Dive Brief:
- Commercial real estate research firm Reis Inc. said multifamily renters can expect rents to keep rising in 2016, but at a more moderate pace, the National Real Estate Investor reported.
- Reis said developers delivered 188,000 new units in 2015 but will bring even more apartments online in 2016, pushing the vacancy rate up from 4.4% in the fourth quarter. Analysts also predicted, though, that the percentage of vacant apartments will stay relatively low in 2016, increasing only 10 to 20 basis points, even as new apartments open up.
- According to Harvard University’s Joint Center for Housing Studies, even in the wake of all the recent new construction, developers have still not caught up with demand. Last year, the total number of households grew by 1.5 million, but the nation’s housing stock only increased by 1.1 million units. However, the U.S. is expected to add 4.4 million new rental households by 2025 from population growth alone, which will create an even greater demand, according to the JCHS.
Dive Insight:
Even markets like Sacramento and California’s Inland Empire, which were ravaged by the housing crash, are relatively healthy, according to John Chang, first vice president of research services for Institutional Property Advisors (IPA).
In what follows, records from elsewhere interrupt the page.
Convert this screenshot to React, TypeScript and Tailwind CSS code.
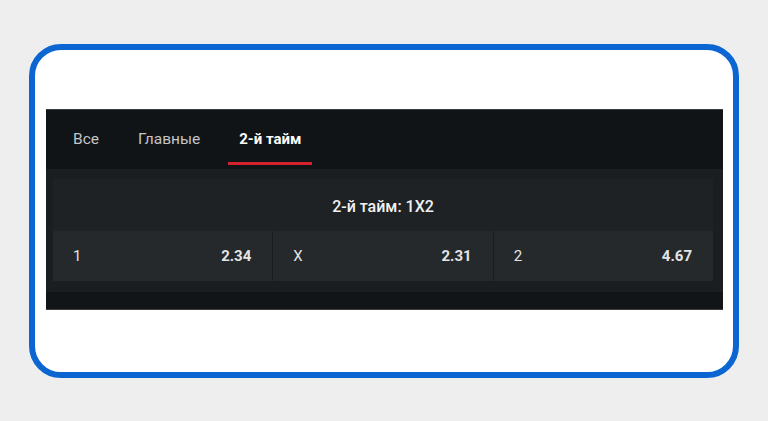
import { useState } from "react";

const tabs = ["Все", "Главные", "2-й тайм"];

const odds = [
  { label: "1", value: "2.34" },
  { label: "X", value: "2.31" },
  { label: "2", value: "4.67" },
];

export default function App() {
  const [active, setActive] = useState(2);

  return (
    <div
      className="h-[421px] w-[768px] overflow-hidden bg-[#eeeeee] pt-[44px]"
      style={{ fontFamily: "Roboto, 'Noto Sans', sans-serif" }}
    >
      <div className="mx-[29px] h-[334px] rounded-[32px] border-[6px] border-[#0b66d2] bg-white pl-[11px] pr-[10px] pt-[59px]">
        <section className="flex h-[201px] flex-col border-y border-[#3a3c3e] bg-[#111416]">
          <nav className="flex h-[59px] gap-[17px] pl-[16px]">
            {tabs.map((t, i) => {
              const isActive = i === active;
              return (
                <button
                  key={t}
                  onClick={() => setActive(i)}
                  className={`relative flex flex-col justify-start px-[11px] pt-[19px] leading-[20px] ${
                    isActive ? "text-[15px] font-bold text-white" : "text-[15.5px] text-[#c4c6c8]"
                  }`}
                >
                  {t}
                  {isActive && (
                    <span className="absolute bottom-[4px] left-0 h-[3px] w-full bg-[#d3212d]" />
                  )}
                </button>
              );
            })}
          </nav>
          <div className="flex flex-1 flex-col bg-[#121517]">
            <div className="bg-[#1b1e20] pb-[11px] pl-[7px] pr-[10px] pt-[10px]">
              <div className="flex flex-col bg-[#1f2224]">
                <h3 className="flex h-[52px] items-center justify-center pt-[3px] text-[16px] font-medium text-[#f2f2f2]">
                  2-й тайм: 1X2
                </h3>
                <div className="grid h-[50px] grid-cols-3 gap-px bg-[#1a1d1f]">
                  {odds.map((o) => (
                    <div
                      key={o.label}
                      className="flex items-center justify-between bg-[#25292b] pl-[20px] pr-[21px] text-[15px] text-[#e4e4e4]"
                    >
                      <span>{o.label}</span>
                      <span className="font-bold">{o.value}</span>
                    </div>
                  ))}
                </div>
              </div>
            </div>
          </div>
        </section>
      </div>
    </div>
  );
}
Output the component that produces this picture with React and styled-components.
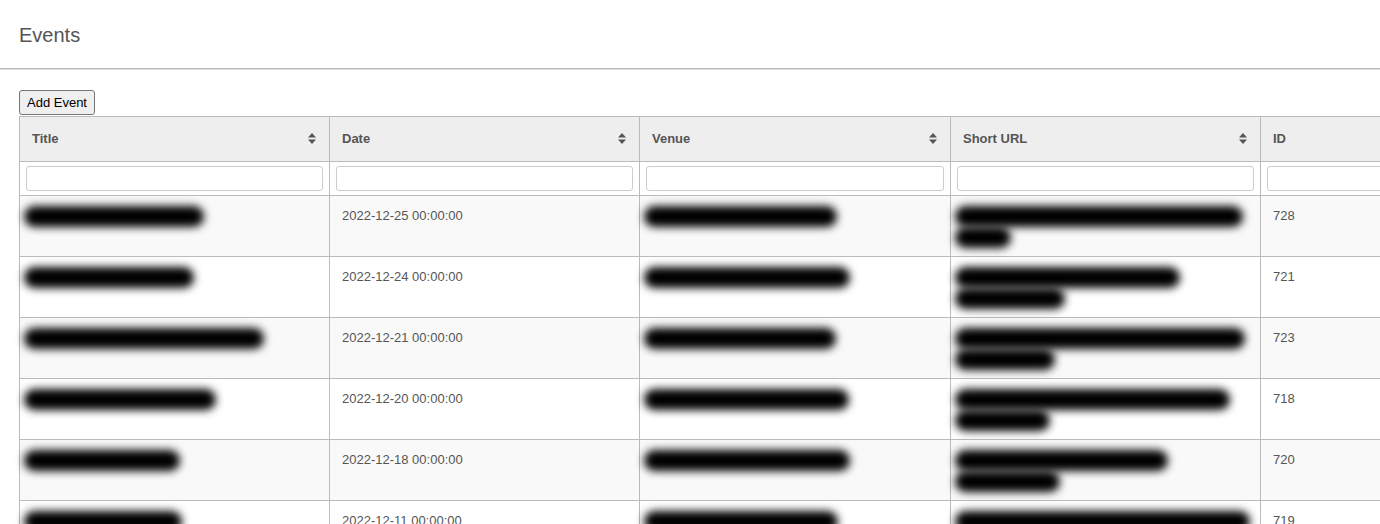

According to IPA, those areas are forecast to have vacancy rates of less than 3% for 2015, and the vacancy rates for the 10 markets forecast to have the highest will come in at 7% percent or less this year.
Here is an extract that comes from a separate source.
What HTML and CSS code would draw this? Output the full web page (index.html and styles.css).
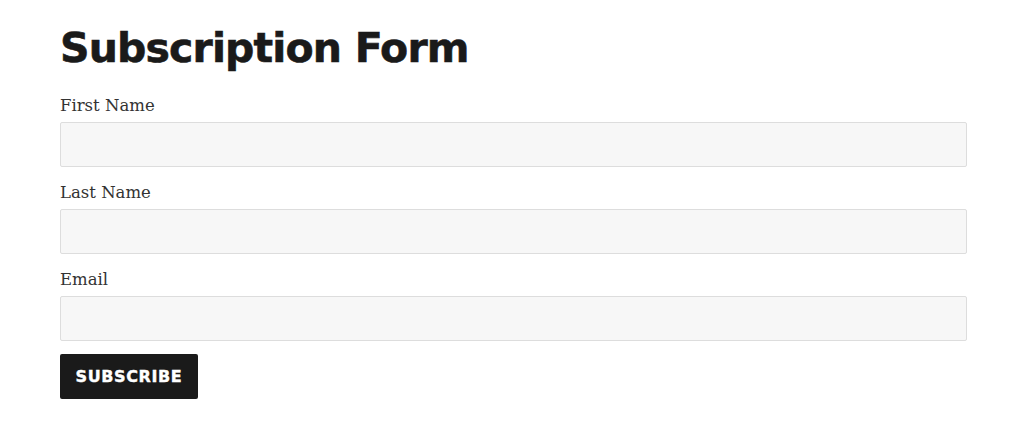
FILE: index.html
```html
<!DOCTYPE html>
<html>
	<head>
		<meta charset="UTF-8">
		<title>Subscription Form</title>
		<link rel="stylesheet" href="styles.css">
	</head>
	<body>
		<div class="wrap">
			<h1 class="title">Subscription Form</h1>
			<form class="subForm">
				<label class="field">
					<span class="lbl">First Name</span>
					<input type="text" class="inp">
				</label>
				<label class="field">
					<span class="lbl">Last Name</span>
					<input type="text" class="inp">
				</label>
				<label class="field">
					<span class="lbl">Email</span>
					<input type="email" class="inp">
				</label>
				<button type="button" class="btn">Subscribe</button>
			</form>
		</div>
	</body>
</html>
```

FILE: styles.css
```css
*{
	margin: 0;
	padding: 0;
	box-sizing: border-box;
}
body{
	background-color: #fff;
	color: #1a1a1a;
}
.wrap{
	width: 907px;
	margin-left: 60px;
	padding-top: 21px;
}
.title{
	font-family: "DejaVu Sans", sans-serif;
	font-weight: bold;
	font-size: 41px;
	line-height: 54px;
	letter-spacing: -0.85px;
	color: #1a1a1a;
	-webkit-text-stroke: 0.6px #1a1a1a;
}
.subForm{
	margin-top: 18px;
}
.field{
	display: block;
	margin-bottom: 13px;
}
.lbl{
	display: block;
	font-family: "DejaVu Serif", serif;
	font-size: 16.5px;
	line-height: 26px;
	color: #333;
	margin-bottom: 3px;
}
.inp{
	display: block;
	width: 100%;
	height: 45px;
	border: 1px solid #ddd;
	border-radius: 2px;
	background-color: #f7f7f7;
	outline: none;
}
.btn{
	display: block;
	height: 45px;
	width: 138px;
	border: none;
	border-radius: 2px;
	background-color: #1a1a1a;
	color: #fff;
	font-family: "DejaVu Sans", sans-serif;
	font-weight: bold;
	font-size: 16px;
	text-transform: uppercase;
	letter-spacing: 0.6px;
	-webkit-text-stroke: 0.4px #fff;
}
```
Chang said the optimistic forecasts are based on the assumption that millennials will form their own households as they start working. "They are getting jobs," Chang told the NREI, "and they are getting their careers started, and that is great news for the apartment industry."
Nevertheless, analysts said three things could throw a wrench into the apartment market: a rising homeownership rate, a slower-than-anticipated economy and a bad turn for the stock market.
However, Chang said that although increased homeownership could lower apartment demand, research indicates that the renters most likely to jump to owning a home are already renting homes, not apartments. He added that a Freddie Mac survey indicates 68% of apartment renters say they are happy with that type of housing.